Lösungsansätze: Mehr als nur ein Tropfen auf den heißen Stein?
Um dem Fachkräftemangel wirksam zu begegnen, bedarf es eines Bündels an Maßnahmen auf verschiedenen Ebenen – Politik, Träger, Ausbildungseinrichtungen und Gesellschaft müssen zusammenarbeiten:
- Verbesserung der Arbeitsbedingungen: Hierzu gehören verbindliche und bessere Personalschlüssel, Entlastung von administrativen Aufgaben, flexible Arbeitszeitmodelle, mehr Zeit für Supervision und Fortbildung sowie eine gesundheitsförderliche Arbeitsumgebung.
- Attraktivere Vergütung und Karrierewege: Eine faire Bezahlung, die der hohen Verantwortung und Qualifikation gerecht wird, ist unerlässlich.

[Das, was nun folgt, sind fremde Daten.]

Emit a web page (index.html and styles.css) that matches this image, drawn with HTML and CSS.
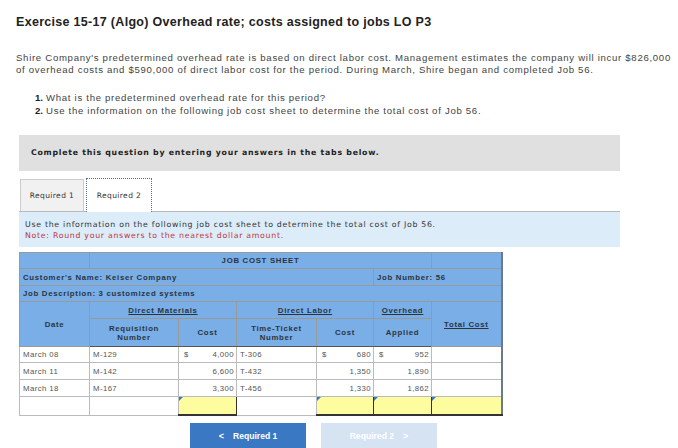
FILE: index.html
```html
<!DOCTYPE html>
<html>
<head>
<meta charset="utf-8">
<link rel="stylesheet" href="styles.css">
</head>
<body>
<div class="page">
  <h1 class="title">Exercise 15-17 (Algo) Overhead rate; costs assigned to jobs LO P3</h1>
  <p class="intro">Shire Company's predetermined overhead rate is based on direct labor cost. Management estimates the company will incur $826,000<br>of overhead costs and $590,000 of direct labor cost for the period. During March, Shire began and completed Job 56.</p>
  <ol class="questions">
    <li><span class="num">1.</span>What is the predetermined overhead rate for this period?</li>
    <li><span class="num">2.</span>Use the information on the following job cost sheet to determine the total cost of Job 56.</li>
  </ol>
  <div class="instruct">Complete this question by entering your answers in the tabs below.</div>
  <div class="tabs">
    <div class="tab">Required 1</div>
    <div class="tab active">Required 2</div>
  </div>
  <div class="panel">
    <div>Use the information on the following job cost sheet to determine the total cost of Job 56.</div>
    <div class="note">Note: Round your answers to the nearest dollar amount.</div>
  </div>
  <table class="sheet">
    <colgroup>
      <col class="c1"><col class="c2"><col class="c3"><col class="c4"><col class="c5"><col class="c6"><col class="c7">
    </colgroup>
    <tr class="h r16">
      <td></td>
      <td colspan="5" class="center">JOB COST SHEET</td>
      <td></td>
    </tr>
    <tr class="h r17">
      <td colspan="5">Customer's Name: Keiser Company</td>
      <td colspan="2">Job Number: 56</td>
    </tr>
    <tr class="h r16">
      <td colspan="7">Job Description: 3 customized systems</td>
    </tr>
    <tr class="h r17">
      <td rowspan="2" class="center">Date</td>
      <td colspan="2" class="center"><u>Direct Materials</u></td>
      <td colspan="2" class="center"><u>Direct Labor</u></td>
      <td class="center"><u>Overhead</u></td>
      <td rowspan="2" class="center"><u>Total Cost</u></td>
    </tr>
    <tr class="h r29 lasthead">
      <td class="center">Requisition<br>Number</td>
      <td class="center">Cost</td>
      <td class="center">Time-Ticket<br>Number</td>
      <td class="center">Cost</td>
      <td class="center">Applied</td>
    </tr>
    <tr class="d first">
      <td>March 08</td><td>M-129</td>
      <td class="money"><span>$</span><span>4,000</span></td>
      <td>T-306</td>
      <td class="money"><span>$</span><span>680</span></td>
      <td class="money"><span>$</span><span>952</span></td>
      <td></td>
    </tr>
    <tr class="d">
      <td>March 11</td><td>M-142</td>
      <td class="money"><span></span><span>6,600</span></td>
      <td>T-432</td>
      <td class="money"><span></span><span>1,350</span></td>
      <td class="money"><span></span><span>1,890</span></td>
      <td></td>
    </tr>
    <tr class="d">
      <td>March 18</td><td>M-167</td>
      <td class="money"><span></span><span>3,300</span></td>
      <td>T-456</td>
      <td class="money"><span></span><span>1,330</span></td>
      <td class="money"><span></span><span>1,862</span></td>
      <td></td>
    </tr>
    <tr class="d input">
      <td></td><td></td>
      <td class="inp"></td>
      <td></td>
      <td class="inp"></td>
      <td class="inp"></td>
      <td class="inp"></td>
    </tr>
  </table>
  <div class="nav">
    <div class="btn prev"><span class="chev">&lt;</span> Required 1</div>
    <div class="btn next">Required 2 <span class="chev">&gt;</span></div>
  </div>
</div>
</body>
</html>
```

FILE: styles.css
```css
html, body {
  margin: 0;
  padding: 0;
  background: #fff;
}
.page {
  padding: 14px 0 0 16px;
  font-family: "Liberation Sans", Arial, sans-serif;
  color: #333;
}
.title {
  margin: 0;
  font-size: 12.5px;
  font-weight: bold;
  color: #222;
  line-height: 16px;
  letter-spacing: 0.3px;
}
.intro {
  margin: 22px 0 0 0;
  font-size: 9.6px;
  line-height: 12px;
  color: #444;
  letter-spacing: 0.7px;
  white-space: nowrap;
}
.questions {
  list-style: none;
  margin: 15px 0 0 0;
  padding: 0 0 0 19px;
  font-size: 9.6px;
  line-height: 13px;
  color: #444;
  letter-spacing: 0.7px;
}
.questions .num {
  font-weight: bold;
  color: #222;
  margin-right: 3px;
  letter-spacing: 0;
}
.instruct {
  margin: 18px 0 0 3px;
  width: 589px;
  height: 36px;
  padding-left: 12px;
  box-sizing: content-box;
  background: #e0e0e0;
  font-family: "DejaVu Sans", Verdana, sans-serif;
  font-weight: bold;
  font-size: 7.8px;
  line-height: 36px;
  letter-spacing: 0.75px;
  color: #222;
}
.tabs {
  display: flex;
  gap: 2px;
  margin: 7px 0 0 4px;
  height: 33px;
  align-items: flex-end;
}
.tab {
  width: 64px;
  height: 32px;
  box-sizing: border-box;
  border: 1px solid #ccc;
  border-bottom: none;
  background: #f1f1f1;
  font-family: "DejaVu Sans", Verdana, sans-serif;
  font-size: 7.5px;
  letter-spacing: 0.4px;
  color: #333;
  display: flex;
  align-items: center;
  justify-content: center;
}
.tab.active {
  height: 34px;
  width: 66px;
  background: #fff;
  border: 1px dotted #5b6f8f;
  border-bottom: none;
  position: relative;
  z-index: 1;
  margin-bottom: -1px;
}
.panel {
  margin-left: 3px;
  width: 601px;
  height: 36px;
  box-sizing: border-box;
  border-top: 1px solid #b9b9b9;
  background: #dcecf9;
  padding: 7px 0 0 6px;
  font-family: "DejaVu Sans", Verdana, sans-serif;
  font-size: 7.8px;
  line-height: 11px;
  letter-spacing: 0.72px;
  color: #333;
}
.panel .note {
  color: #c0343b;
}
.sheet {
  margin: 5px 0 0 3px;
  width: 482px;
  table-layout: fixed;
  border-collapse: collapse;
  font-family: "Liberation Sans", Arial, sans-serif;
  font-size: 7.8px;
  border-right: 2px solid #6a7a8c;
}
.c1 { width: 70px; }
.c2 { width: 89px; }
.c3 { width: 58px; }
.c4 { width: 80px; }
.c5 { width: 57px; }
.c6 { width: 58px; }
.c7 { width: 70px; }
.sheet td {
  border: 1px solid #999;
  padding: 0 3px;
  white-space: nowrap;
  overflow: hidden;
}
.sheet tr.h td {
  background: #7aaee6;
  font-weight: bold;
  color: #2a3440;
  letter-spacing: 0.7px;
}
.sheet .center { text-align: center; }
.r16 td { height: 15px; }
.r17 td { height: 16px; }
.r29 td { height: 27px; line-height: 9px; }
.sheet tr.lasthead td { border-bottom: 1px solid #555; }
.sheet tr.d td {
  height: 16px;
  color: #555;
  background: #fff;
  border-color: #bbb;
  letter-spacing: 0.4px;
}
.sheet tr.d.first td { height: 15px; }
.sheet tr.d.input td { height: 17px; }
.sheet td.money {
  padding: 0 2px 0 5px;
}
.money {
  text-align: right;
}
.money span:first-child {
  float: left;
}
.sheet tr.d td.inp {
  background: #fdfd9f;
  border: 1px solid #333;
  border-bottom: 2px solid #333;
  position: relative;
}
.inp::before {
  content: "";
  position: absolute;
  left: 0;
  top: 0;
  border-top: 4px solid #3a78c3;
  border-right: 4px solid transparent;
}
.nav {
  display: flex;
  gap: 15px;
  margin: 7px 0 0 174px;
}
.btn {
  width: 116px;
  height: 26px;
  display: flex;
  align-items: center;
  justify-content: center;
  gap: 9px;
  font-family: "Liberation Sans", Arial, sans-serif;
  font-weight: bold;
  font-size: 8.6px;
  color: #fff;
}
.btn.prev {
  background: #3a78c3;
}
.btn.next {
  background: #d6e3f3;
}
.chev {
  font-size: 9px;
}
```
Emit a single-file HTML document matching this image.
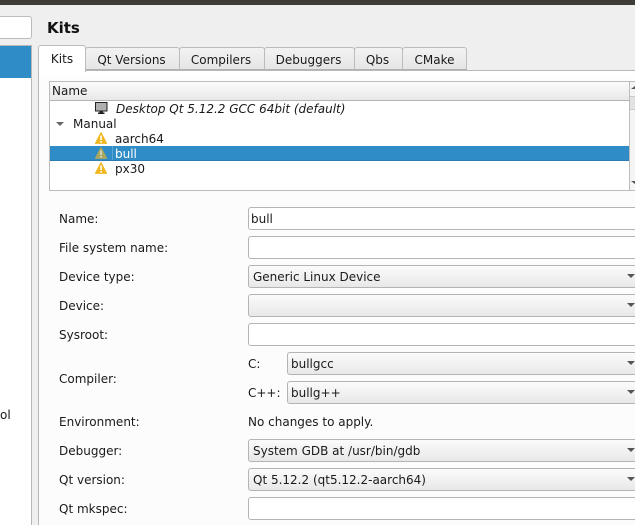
<!DOCTYPE html>
<html><head><meta charset="utf-8"><style>
html,body{margin:0;padding:0;width:635px;height:525px;overflow:hidden}
body{background:#efefef;font:12px/14px "DejaVu Sans",sans-serif;color:#1a1a1a}
#w{position:absolute;left:0;top:0;width:635px;height:525px;overflow:hidden}
#w div,#w span{position:absolute;box-sizing:border-box;white-space:nowrap}
#w .tab{top:47px;height:23px;background:linear-gradient(#f2f2f2,#e6e6e6);border:1px solid #bcbcbc;border-bottom:1px solid #b0b0b0;border-radius:3px 3px 0 0;text-align:center;line-height:24px;padding-right:2px}
.l{left:59px}
#w .f{left:248px;width:400px;height:23px;border:1px solid #b4b4b4;border-radius:3px;background:#fff;line-height:23px;padding-left:2px}
#w .c{left:248px;width:400px;height:23px;border:1px solid #b4b4b4;border-radius:3px;background:linear-gradient(#fbfbfb,#e8e8e8);line-height:23px;padding-left:4px}
#w .a{left:378px;top:8px;width:0;height:0;border-left:4px solid transparent;border-right:4px solid transparent;border-top:4px solid #555}
svg{position:absolute}
</style></head><body><div id="w">
<div style="left:0;top:0;width:635px;height:5px;background:#3f3c37"></div>

<div style="left:-5px;top:16px;width:37px;height:23px;background:#fff;border:1px solid #bcbcbc;border-radius:3px"></div>
<div style="left:0;top:45px;width:32px;height:480px;background:#fff;border-right:1px solid #b8b8b8;border-top:1px solid #b8b8b8"></div>
<div style="left:0;top:46px;width:31px;height:32px;background:#308cc6"></div>
<span style="left:0;top:408px">ol</span>

<span style="left:47px;top:19px;font-size:15px;line-height:18px;font-weight:bold;color:#111">Kits</span>

<div style="left:38px;top:70px;width:600px;height:460px;background:#fcfcfc;border:1px solid #b8b8b8"></div>
<div style="left:39px;top:71px;width:600px;height:12px;background:linear-gradient(#fff,#fcfcfc)"></div>
<div class="tab" style="left:85px;width:95px">Qt Versions</div>
<div class="tab" style="left:179px;width:86px">Compilers</div>
<div class="tab" style="left:264px;width:91px">Debuggers</div>
<div class="tab" style="left:354px;width:49px">Qbs</div>
<div class="tab" style="left:402px;width:65px;padding-right:0">CMake</div>
<div style="left:38px;top:45px;width:48px;height:27px;background:#fff;border:1px solid #bcbcbc;border-bottom:0;border-radius:3px 3px 0 0;text-align:center;line-height:26px">Kits</div>

<div style="left:49px;top:81px;width:590px;height:110px;background:#fff;border:1px solid #bcbcbc"></div>
<div style="left:50px;top:82px;width:579px;height:19px;background:linear-gradient(#fbfbfb,#e9e9e9);border-bottom:1px solid #b4b4b4;padding-left:2px;line-height:19px">Name</div>
<div style="left:629px;top:82px;width:1px;height:108px;background:#bcbcbc"></div>
<div style="left:630px;top:82px;width:5px;height:108px;background:#f4f4f4"></div>
<div style="left:630px;top:96px;width:5px;height:14px;background:#e2e2e2;border-top:1px solid #ccc;border-bottom:1px solid #ccc"></div>
<div style="left:631px;top:86px;width:0;height:0;border-left:4px solid transparent;border-right:4px solid transparent;border-bottom:3px solid #555"></div>
<div style="left:631px;top:181px;width:0;height:0;border-left:4px solid transparent;border-right:4px solid transparent;border-top:3px solid #555"></div>

<div style="left:50px;top:146px;width:579px;height:15px;background:#308cc6;border-bottom:1px solid #2a7db2"></div>
<div style="left:112px;top:146px;width:1px;height:14px;background:#5aa5d4"></div>

<svg style="left:95px;top:102px" width="13" height="12" viewBox="0 0 13 12"><rect x="0.5" y="0.5" width="11.5" height="8.5" fill="#b0b0b0" stroke="#222"/><rect x="4.5" y="9.5" width="3.5" height="1.5" fill="#222"/><rect x="3" y="10.5" width="6.5" height="1.5" fill="#222"/></svg>
<span style="left:116px;top:102px;font-style:italic">Desktop Qt 5.12.2 GCC 64bit (default)</span>
<div style="left:56px;top:122px;width:0;height:0;border-left:4px solid transparent;border-right:4px solid transparent;border-top:4px solid #666"></div>
<span style="left:73px;top:117px">Manual</span>

<svg style="left:95px;top:132px" width="12" height="12" viewBox="0 0 12 12"><path d="M6 .8L11.5 11.3H.5Z" fill="#efb820" stroke="#efb820" stroke-width="1.2" stroke-linejoin="round"/><rect x="5.2" y="3.5" width="1.6" height="4.5" fill="#fff"/><rect x="5.2" y="9" width="1.6" height="1.6" fill="#fff"/></svg>
<span style="left:115px;top:132px">aarch64</span>
<svg style="left:95px;top:147px" width="12" height="12" viewBox="0 0 12 12"><path d="M6 .8L11.5 11.3H.5Z" fill="#aaa85e" stroke="#aaa85e" stroke-width="1.2" stroke-linejoin="round"/><rect x="5.2" y="3.5" width="1.6" height="4.5" fill="#d8dfc8"/><rect x="5.2" y="9" width="1.6" height="1.6" fill="#d8dfc8"/></svg>
<span style="left:115px;top:147px;color:#fff">bull</span>
<svg style="left:95px;top:162px" width="12" height="12" viewBox="0 0 12 12"><path d="M6 .8L11.5 11.3H.5Z" fill="#efb820" stroke="#efb820" stroke-width="1.2" stroke-linejoin="round"/><rect x="5.2" y="3.5" width="1.6" height="4.5" fill="#fff"/><rect x="5.2" y="9" width="1.6" height="1.6" fill="#fff"/></svg>
<span style="left:115px;top:162px">px30</span>

<span class="l" style="top:212px">Name:</span>
<span class="l" style="top:241px">File system name:</span>
<span class="l" style="top:270px">Device type:</span>
<span class="l" style="top:299px">Device:</span>
<span class="l" style="top:328px">Sysroot:</span>
<span class="l" style="top:372px">Compiler:</span>
<span class="l" style="top:415px">Environment:</span>
<span class="l" style="top:444px">Debugger:</span>
<span class="l" style="top:473px">Qt version:</span>
<span class="l" style="top:502px">Qt mkspec:</span>

<div class="f" style="top:207px">bull</div>
<div class="f" style="top:236px"></div>
<div class="c" style="top:265px">Generic Linux Device<div class="a"></div></div>
<div class="c" style="top:294px"><div class="a"></div></div>
<div class="f" style="top:323px"></div>
<span style="left:248px;top:357px">C:</span>
<div class="c" style="top:352px;left:287px;width:361px;padding-left:3px">bullgcc<div class="a" style="left:339px"></div></div>
<span style="left:248px;top:386px">C++:</span>
<div class="c" style="top:381px;left:287px;width:361px;padding-left:3px">bullg++<div class="a" style="left:339px"></div></div>
<span style="left:248px;top:415px">No changes to apply.</span>
<div class="c" style="top:439px">System GDB at /usr/bin/gdb<div class="a"></div></div>
<div class="c" style="top:468px">Qt 5.12.2 (qt5.12.2-aarch64)<div class="a"></div></div>
<div class="f" style="top:497px"></div>
</div></body></html>
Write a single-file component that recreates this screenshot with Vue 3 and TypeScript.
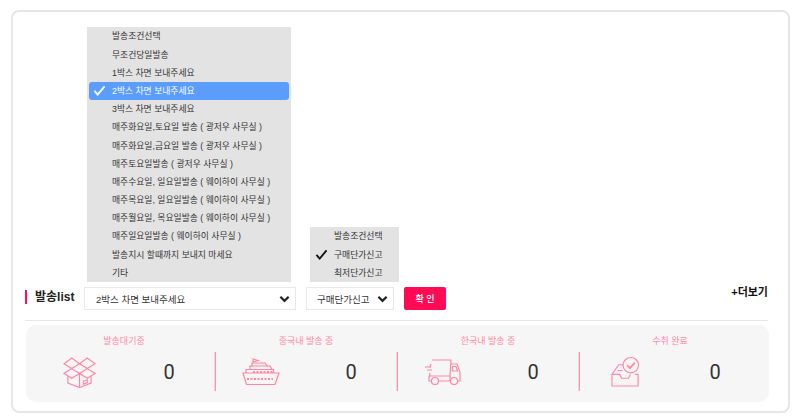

Klare Karriere- und Entwicklungsperspektiven innerhalb der Jugendhilfe können die Attraktivität des Berufsfeldes steigern.
- Ausbildungsreform und -offensive: Die Ausbildungskapazitäten müssen massiv ausgebaut werden. Studiengänge und Ausbildungen sollten modernisiert, stärker praxisorientiert gestaltet und finanziell attraktiver werden (z.B. durch Ausbildungsvergütung). Auch Quereinstiege müssen erleichtert und gut begleitet werden.
- Werbung und Imagekampagnen: Gezielte Kampagnen können junge Menschen für soziale Berufe begeistern und das gesellschaftliche Ansehen der Jugendhilfe stärken. Es muss deutlich werden, wie sinnstiftend und wichtig diese Arbeit ist.
- Digitalisierung nutzen: Digitale Werkzeuge können administrative Prozesse verschlanken und Fachkräfte entlasten, sodass mehr Zeit für die direkte Arbeit mit den Klient*innen bleibt. Digitale Fortbildungs- und Vernetzungsangebote können ebenfalls helfen.
- Stärkung der Trägerlandschaft: Träger benötigen eine verlässliche Finanzierung und mehr Autonomie, um gute Arbeitsbedingungen schaffen und innovative Konzepte entwickeln zu können. Bürokratische Hürden müssen abgebaut werden.
- Internationale Fachkräftegewinnung: Gezielte Anwerbung und Unterstützung bei der Anerkennung ausländischer Abschlüsse können eine zusätzliche Säule sein.
Unsere Rolle als Träger: Verantwortung übernehmen
Auch wir als Jugendhilfeträger stehen in der Verantwortung, unseren Beitrag zur Lösung der Krise zu leisten. Das bedeutet für uns konkret:
- Wir setzen uns aktiv für bessere Rahmenbedingungen auf politischer Ebene ein.
- Wir investieren in die Aus- und Fortbildung unserer Mitarbeiter*innen und bieten attraktive Entwicklungsmöglichkeiten.
- Wir arbeiten kontinuierlich an der Verbesserung der Arbeitsbedingungen, z.B. durch flexible Arbeitszeiten, Unterstützung bei der Kinderbetreuung, Supervision und Maßnahmen zur Gesundheitsförderung.
- Wir fördern ein wertschätzendes und unterstützendes Arbeitsklima.
- Wir erproben innovative Arbeitsmodelle und nutzen die Chancen der Digitalisierung zur Entlastung.
- Wir beteiligen uns an Netzwerken und Initiativen zur Fachkräftegewinnung und -bindung.
Eigene Gedanken: Gemeinsam für die Zukunft unserer Kinder
Der Fachkräftemangel in der Jugendhilfe ist keine abstrakte Statistik, sondern eine reale Bedrohung für das Wohl von Kindern und Jugendlichen. Es ist höchste Zeit, dass die Gesellschaft und die Politik die Brisanz der Lage erkennen und entschlossen handeln. Die Arbeit in der Jugendhilfe ist keine Nebensächlichkeit, sondern eine Investition in die Zukunft unserer Gesellschaft. Sie verdient bessere Bedingungen, mehr Anerkennung und eine auskömmliche Finanzierung. Als Träger werden wir weiterhin alles in unserer Macht Stehende tun, um unsere Mitarbeiter*innen zu unterstützen und die bestmögliche Hilfe für junge Menschen und ihre Familien zu gewährleisten. Aber wir brauchen dringend strukturelle Veränderungen und eine gesamtgesellschaftliche Anstrengung. Es geht um nicht weniger als die Zukunftschancen der nächsten Generation. Packen wir es gemeinsam an!